Jessie J at HMV Oxford Street
It’s a rainy Monday afternoon in Central London and most artists with only a handful of singles under their belt would struggle to muster a decent crowd for an under-publicised in-store appearance. However, today, the 14th May, the artist in question is Jessie J, a singular talent hyped to within an inch of her life by rabid A&R executives and already in the throes of superstardom thanks to high-profile gigs with Universal Music and The Voice. So by the time she takes the stage, introduced by former Spice Girl Mel C in what comes across as a pretty clear passing of the musical baton, the usually sterile shop floor is at fever pitch.
With just an acoustic guitar and some light percussion for backing, what comes across most is her voice, vaulting to impossible heights with consummate ease. The incessant trills and quirky stuttering can be a hindrance, like on the over-emotive Nobody’s Perfect, but it’s genuinely refreshing to have a pop star who can actually hold a tune. Stripped of its inane production and redundant B.o.B guest verse, even Price Tag comes across as bearable and even a little fun, despite its brutal overexposure in recent times – the crowd are quick to join in on the chorus and shout back the lyrics at the slightest prompt.
Throughout the short set, Jessie J’s genuine love of performing is almost palpable. Her personable, everywoman ramblings preceding each track, coupled with some unrestrained mugging at fans in the front row, give far more insight into her bubbly personality than any of the uninspired lyrical couplets which her detractors are quick to seize upon. The highlight of the afternoon comes when a fan asks for a personalised video on their phone – she not only acquiesces but ad-libs an entire song singing directly into the phone, before leading into triumphant closing number Domino.

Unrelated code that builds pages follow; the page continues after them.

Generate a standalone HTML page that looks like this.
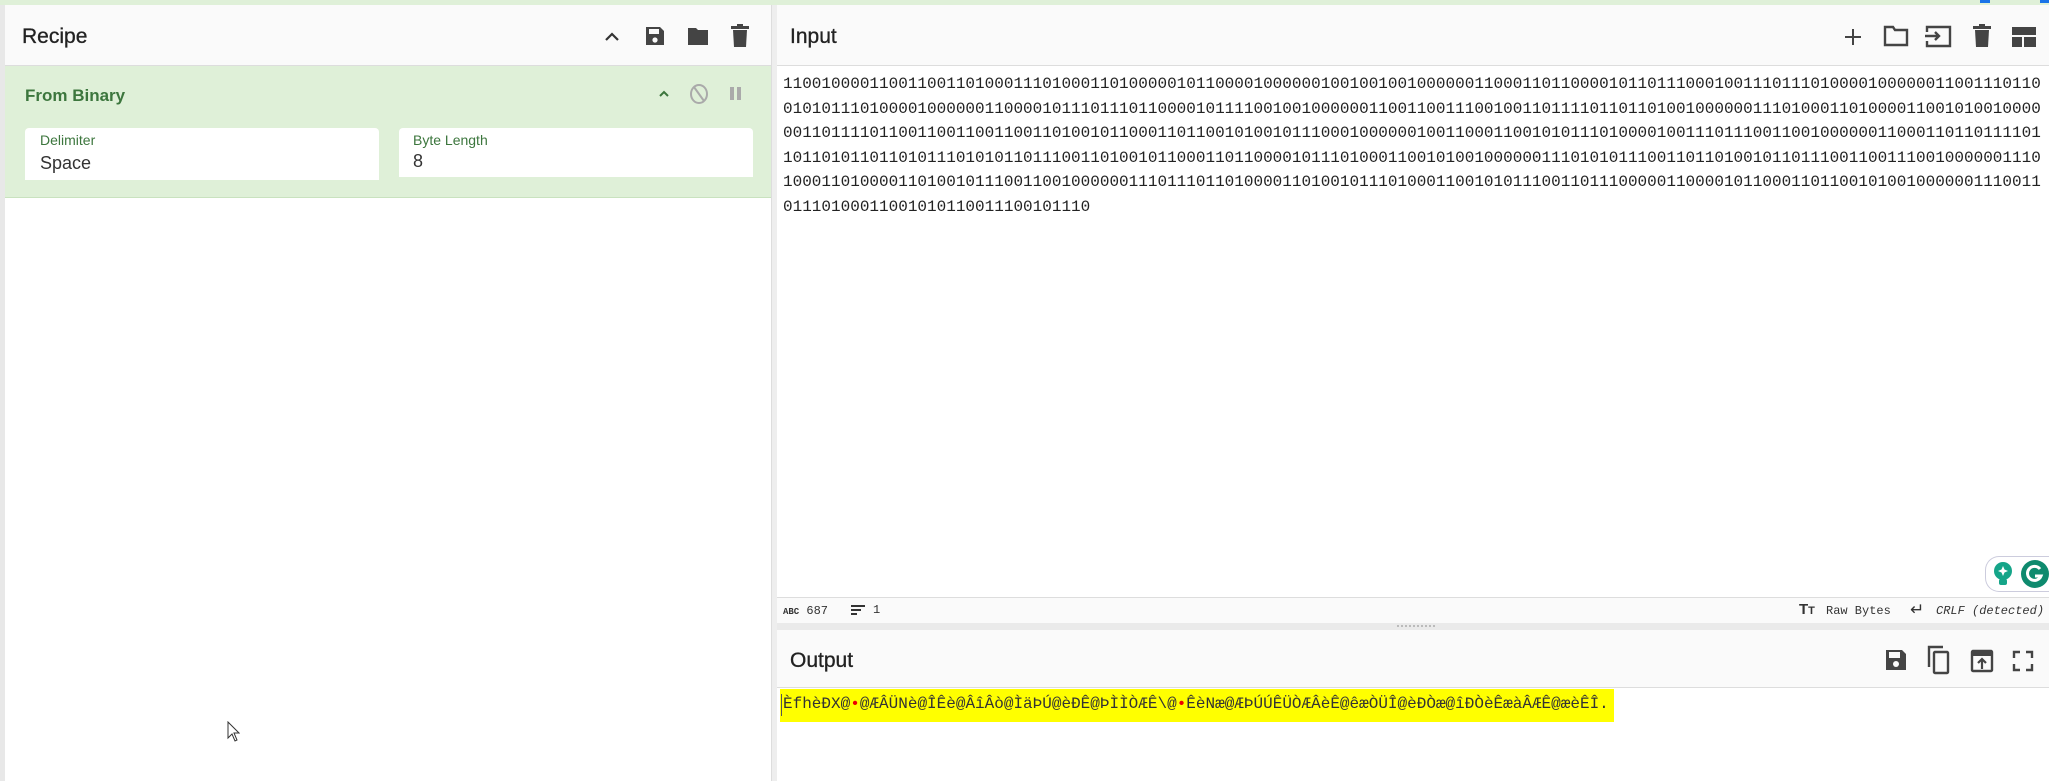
<!DOCTYPE html>
<html><head><meta charset="utf-8"><style>
*{box-sizing:border-box;margin:0;padding:0}
body{width:2049px;height:781px;overflow:hidden;background:#fff;font-family:"Liberation Sans",sans-serif;position:relative}
.a{position:absolute}
.hdr{background:#fafafa;border-bottom:1px solid #ddd}
.title{font-size:21px;color:#222;font-weight:normal;-webkit-text-stroke:0.3px #222}
.mono{font-family:"Liberation Mono",monospace}
svg{position:absolute}
</style></head><body>
<div class="a" style="left:0;top:0;width:2049px;height:5px;background:#dff0d8"></div>
<div class="a" style="left:1980px;top:0;width:10px;height:3px;background:#1a73e8"></div>
<div class="a" style="left:2040px;top:0;width:9px;height:3px;background:#1a73e8"></div>
<!-- left panel -->
<div class="a" style="left:0;top:5px;width:5px;height:776px;background:#e8e8e8"></div>
<div class="a hdr" style="left:5px;top:5px;width:766px;height:61px"></div>
<div class="a title" style="left:22px;top:25px">Recipe</div>
<svg style="left:603px;top:28px" width="18" height="18" viewBox="0 0 18 18"><path d="M3 12 L9 6 L15 12" stroke="#333" stroke-width="2.2" fill="none"/></svg>
<svg style="left:643px;top:24px" width="24" height="24" viewBox="0 0 24 24"><path d="M3 3h14l4 4v14H3z" fill="#444"/><rect x="6" y="5" width="10" height="5" fill="#fafafa"/><circle cx="12" cy="16" r="2.6" fill="#fafafa"/></svg>
<svg style="left:686px;top:24px" width="24" height="24" viewBox="0 0 24 24"><path d="M2 4h8l2 2h10v15H2z" fill="#444"/></svg>
<svg style="left:729px;top:23px" width="22" height="26" viewBox="0 0 22 26"><rect x="2" y="3" width="18" height="3" fill="#444"/><rect x="8" y="1" width="6" height="3" fill="#444"/><path d="M4 7h14l-1 17H5z" fill="#444"/></svg>
<div class="a" style="left:5px;top:66px;width:766px;height:132px;background:#dff0d8;border-bottom:1px solid #c9e2bf"></div>
<div class="a" style="left:25px;top:86px;font-size:17px;font-weight:bold;color:#3c763d">From Binary</div>
<svg style="left:657px;top:87px" width="14" height="14" viewBox="0 0 14 14"><path d="M3 9 L7 5 L11 9" stroke="#3c763d" stroke-width="2" fill="none"/></svg>
<svg style="left:689px;top:83px" width="20" height="22" viewBox="0 0 20 22"><ellipse cx="10" cy="11" rx="8" ry="9" stroke="#aaa" stroke-width="2" fill="none"/><path d="M5 4 L15 18" stroke="#aaa" stroke-width="2"/></svg>
<svg style="left:729px;top:85px" width="14" height="18" viewBox="0 0 14 18"><rect x="1" y="2" width="4" height="13" fill="#aaa"/><rect x="8" y="2" width="4" height="13" fill="#aaa"/></svg>
<div class="a" style="left:25px;top:128px;width:354px;height:52px;background:#fff;border-radius:4px 4px 0 0"></div>
<div class="a" style="left:40px;top:132px;font-size:14px;color:#3c763d">Delimiter</div>
<div class="a" style="left:40px;top:153px;font-size:18px;color:#333">Space</div>
<div class="a" style="left:399px;top:128px;width:354px;height:49px;background:#fff;border-radius:4px 4px 0 0"></div>
<div class="a" style="left:413px;top:132px;font-size:14px;color:#3c763d">Byte Length</div>
<div class="a" style="left:413px;top:151px;font-size:18px;color:#333">8</div>
<svg style="left:226px;top:721px" width="14" height="22" viewBox="0 0 14 22"><path d="M2 1 L2 17 L6 13 L9 20 L11 19 L8 12 L13 12 Z" fill="#fff" stroke="#333" stroke-width="1"/></svg>
<!-- divider -->
<div class="a" style="left:771px;top:5px;width:6px;height:776px;background:#eee;border-left:1px solid #ddd"></div>
<!-- input -->
<div class="a hdr" style="left:777px;top:5px;width:1272px;height:61px"></div>
<div class="a title" style="left:790px;top:25px">Input</div>
<svg style="left:1842px;top:26px" width="22" height="22" viewBox="0 0 22 22"><path d="M11 3v16M3 11h16" stroke="#444" stroke-width="2"/></svg>
<svg style="left:1883px;top:24px" width="26" height="24" viewBox="0 0 26 24"><path d="M2 3h8l2 3h12v15H2z" stroke="#444" stroke-width="2.4" fill="none"/></svg>
<svg style="left:1924px;top:24px" width="28" height="24" viewBox="0 0 28 24"><path d="M3 8V3h23v19H3v-5" stroke="#444" stroke-width="2.4" fill="none"/><path d="M1 12h14M11 8l4 4-4 4" stroke="#444" stroke-width="2.4" fill="none"/></svg>
<svg style="left:1972px;top:24px" width="20" height="24" viewBox="0 0 20 24"><rect x="1" y="2" width="18" height="3" fill="#444"/><rect x="7" y="0" width="6" height="3" fill="#444"/><path d="M3 6h14l-1 17H4z" fill="#444"/></svg>
<svg style="left:2011px;top:26px" width="26" height="22" viewBox="0 0 26 22"><rect x="1" y="1" width="24" height="8" fill="#444"/><rect x="1" y="11" width="10" height="10" fill="#444"/><rect x="13" y="11" width="12" height="10" fill="#444"/></svg>
<div class="a mono" style="left:783px;top:72px;font-size:16px;line-height:24.5px;color:#222;white-space:pre">11001000011001100110100011101000110100000101100001000000100100100100000011000110110000101101110001001110111010000100000011001110110
01010111010000100000011000010111011101100001011110010010000001100110011100100110111101101101001000000111010001101000011001010010000
00110111101100110011001100110100101100011011001010010111000100000010011000110010101110100001001110111001100100000011000110110111101
10110101101101011101010110111001101001011000110110000101110100011001010010000001110101011100110110100101101110011001110010000001110
10001101000011010010111001100100000011101110110100001101001011101000110010101110011011100000110000101100011011001010010000001110011
01110100011001010110011100101110</div>
<div class="a" style="left:1985px;top:556px;width:64px;height:36px;border:1px solid #ccd;border-right:none;border-radius:14px 0 0 14px;background:#fff"></div>
<svg style="left:1992px;top:561px" width="22" height="26" viewBox="0 0 22 26"><circle cx="11" cy="10" r="9" fill="#15a589"/><rect x="7" y="18" width="8" height="6" rx="2" fill="#15a589"/><path d="M11 5l1.5 3.5L16 10l-3.5 1.5L11 15l-1.5-3.5L6 10l3.5-1.5z" fill="#fff"/></svg>
<svg style="left:2020px;top:559px" width="29" height="30" viewBox="0 0 29 30"><circle cx="15" cy="15" r="14" fill="#0e8a6e"/><path d="M20 10a7 7 0 1 0 1 7h-6" stroke="#fff" stroke-width="3" fill="none"/></svg>
<div class="a" style="left:777px;top:597px;width:1272px;height:26px;background:#fafafa;border-top:1px solid #ddd"></div>
<div class="a mono" style="left:783px;top:604px;font-size:12px;color:#333"><b style="font-size:9px">ABC</b> 687</div>
<svg style="left:850px;top:604px" width="16" height="14" viewBox="0 0 16 14"><path d="M1 2h14M1 6h10M1 10h6" stroke="#333" stroke-width="2"/></svg>
<div class="a mono" style="left:873px;top:603px;font-size:12px;color:#333">1</div>
<div class="a" style="left:1799px;top:601px;font-size:15px;font-weight:bold;color:#333">T<span style="font-size:11px">T</span></div>
<div class="a mono" style="left:1826px;top:604px;font-size:12px;color:#333">Raw Bytes</div>
<div class="a" style="left:1910px;top:600px;font-size:17px;color:#333">↵</div>
<div class="a mono" style="left:1936px;top:604px;font-size:12px;color:#333;font-style:italic">CRLF (detected)</div>
<div class="a" style="left:777px;top:623px;width:1272px;height:7px;background:#eaeaea"></div>
<div class="a" style="left:1397px;top:625px;width:38px;height:2px;border-top:2px dotted #bbb"></div>
<!-- output -->
<div class="a hdr" style="left:777px;top:630px;width:1272px;height:58px"></div>
<div class="a title" style="left:790px;top:649px">Output</div>
<svg style="left:1884px;top:648px" width="24" height="24" viewBox="0 0 24 24"><path d="M2 2h16l4 4v16H2z" fill="#444"/><rect x="5" y="4" width="11" height="6" fill="#fafafa"/><circle cx="12" cy="16" r="3" fill="#fafafa"/></svg>
<svg style="left:1926px;top:645px" width="24" height="30" viewBox="0 0 24 30"><path d="M3 22V2h14" stroke="#444" stroke-width="2.4" fill="none"/><rect x="8" y="7" width="14" height="21" rx="1" stroke="#444" stroke-width="2.4" fill="none"/></svg>
<svg style="left:1970px;top:649px" width="24" height="24" viewBox="0 0 24 24"><rect x="2" y="2" width="20" height="20" rx="1" stroke="#444" stroke-width="2.4" fill="none"/><rect x="2" y="2" width="20" height="5" fill="#444"/><path d="M12 20v-9M8 14l4-4 4 4" stroke="#444" stroke-width="2.2" fill="none"/></svg>
<svg style="left:2012px;top:650px" width="22" height="22" viewBox="0 0 22 22"><path d="M2 8V2h6M14 2h6v6M20 14v6h-6M8 20H2v-6" stroke="#444" stroke-width="2.4" fill="none"/></svg>
<div class="a" style="left:780px;top:689px;width:834px;height:33px;background:#ffff00"></div>
<div class="a" style="left:781px;top:694px;width:1px;height:22px;background:#555"></div>
<div class="a mono" style="left:783px;top:695px;font-size:16px;color:#333;white-space:pre">ÈfhèÐX@<span style="color:#e00">•</span>@ÆÂÜNè@ÎÊè@ÂîÂò@ÌäÞÚ@èÐÊ@ÞÌÌÒÆÊ\@<span style="color:#e00">•</span>ÊèNæ@ÆÞÚÚÊÜÒÆÂèÊ@êæÒÜÎ@èÐÒæ@îÐÒèÊæàÂÆÊ@æèÊÎ.</div>
</body></html>
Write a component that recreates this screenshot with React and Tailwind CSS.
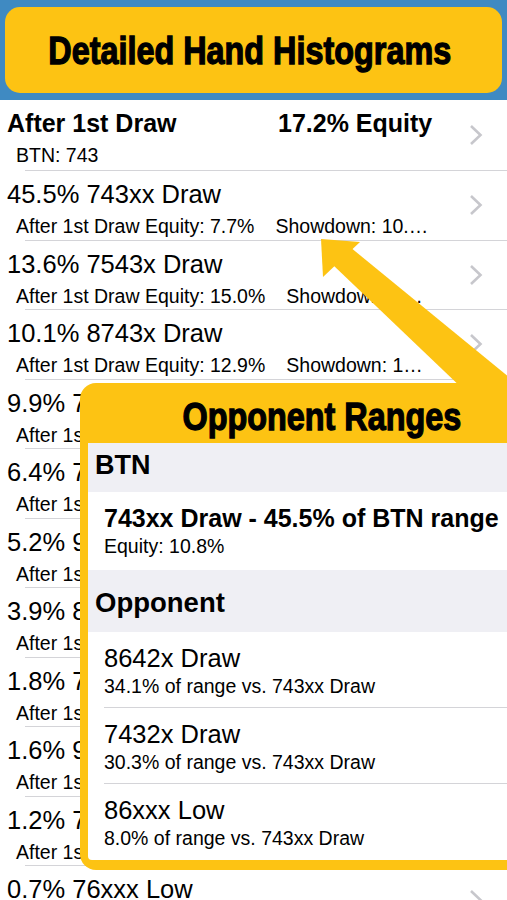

Funny, down-to-earth and baffled by her new-found fame, whilst embracing it whole-heartedly, it’s little wonder Jessie J has won over the British public in such a short time. Her songs still strike me as underwhelming pop-by-committee, but that just makes today’s gig all the more impressive. The event was staged to promote Music Is Great Britain, a new live music DVD, celebrating iconic live performances by British artists down the years to raise money for the charity Save The Children. It seems appropriate that the star attraction put on a great show, with such unremarkable source material – proving that in the right hands, all music sounds better live.